AP Precalculus Unit 2 Notes: Exponential/Log Models, Semi-Log Graphs, and Compositions

Semi-log plot

A graph where one axis uses a logarithmic scale and the other uses a linear scale, often used to make exponential or logarithmic relationships appear linear.

Log-linear (semi-log) plot

A semi-log plot with a linear x-axis and a logarithmic y-axis; commonly used to linearize exponential data by plotting log(y) vs x.

Linearization

Transforming variables (e.g., using logs) so a nonlinear relationship becomes a straight-line model of the form Y = mX + b.

Transformed variables (X and Y)

New variables defined from the original ones (such as Y = ln(y) or X = ln(x)) so the relationship fits a linear form.

Exponential model (ab^x form)

A model $y = ab^x$ (a>0, b>0, $b \ne 1$) where y changes by a constant multiplicative factor for each 1-unit increase in x.

Exponential model (ae^{kx} form)

A model $y = ae^{kx}$ where k is a continuous growth/decay constant and a is the value at x = 0.

Constant ratio (exponential clue)

A pattern where successive y-values have roughly the same ratio for equal x-steps, indicating exponential behavior.

Growth factor (b)

In $y = ab^x$, the multiplier applied to y for each 1-unit increase in x; b>1 indicates growth and 0<b<1 indicates decay.

Initial value (a) in an exponential model

In $y = ab^x$ or $y = ae^{kx}$, the value of y when x = 0.

Log-linearization of y = a b^x

Taking logs gives $\log(y) = x \cdot \log(b) + \log(a)$, which is linear in x when plotting log(y) vs x.

Slope on a plot of log(y) vs x (ab^x)

The slope equals log(b) (using the same log base as the plot/transform).

Intercept on a plot of log(y) vs x (ab^x)

The intercept equals log(a), so a can be recovered by exponentiating the intercept in that log base.

Linearization of y = a e^{kx} using ln

Taking natural log gives $\ln(y) = kx + \ln(a)$, a straight line when plotting ln(y) vs x.

Parameter recovery from ln(y) = kx + ln(a)

k is the slope; $a = e^{\text{intercept}}$ where the intercept is ln(a).

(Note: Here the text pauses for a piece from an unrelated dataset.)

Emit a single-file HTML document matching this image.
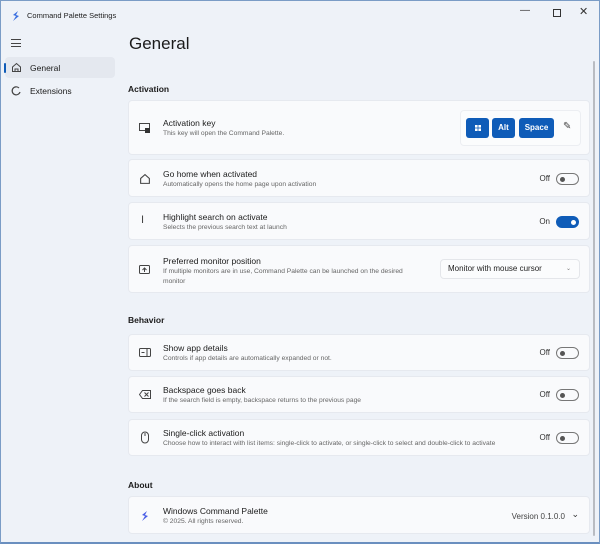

Logarithmic model (A + B ln(x))

A model y = A + B ln(x) (x>0) used for growth that slows; it becomes linear by setting X = ln(x) and Y = y.

Linearization of a logarithmic model

Let X = ln(x) and Y = y so y = A + B ln(x) becomes Y = A + B X.

Domain restriction for logarithms

For real-valued logs, the input must be positive (e.g., ln(x) requires x > 0).

Interpretation of A in y = A + B ln(x)

A equals y when x = 1 because ln(1) = 0, so y(1) = A.

Interpretation of B in y = A + B ln(x)

B is the change in y when x is multiplied by e (since ln(ex) = ln(x) + 1).

How semi-log scaling relates to exponential change

On a log-scaled y-axis, equal vertical steps represent equal multiplicative changes in y, matching exponential behavior.

Choosing exponential vs logarithmic from data

Use an exponential model if equal x-steps multiply y by a constant factor; use a logarithmic model if multiplicative changes in x add a roughly constant amount to y.

Exponential model from two points (solving for b)

For $y = ab^x$ with points $(x_1,y_1),(x_2,y_2)$: $b = (y_2/y_1)^{1/(x_2-x_1)}$, then $a = y_1 / b^{x_1}$.

Change-of-base formula

A way to compute logs in a different base: $\log_b(x) = \ln(x)/\ln(b)$ (or log(x)/log(b)).

Exponential and logarithmic inverse relationship

For b>0, $b \ne 1$: $b^{\log_b(x)} = x$ (x>0) and $\log_b(b^x) = x$ (all real x).

Composition domain retention

When simplifying compositions (e.g., $e^{2\ln(x)} = x^2$), the original domain restrictions still apply (here, x > 0).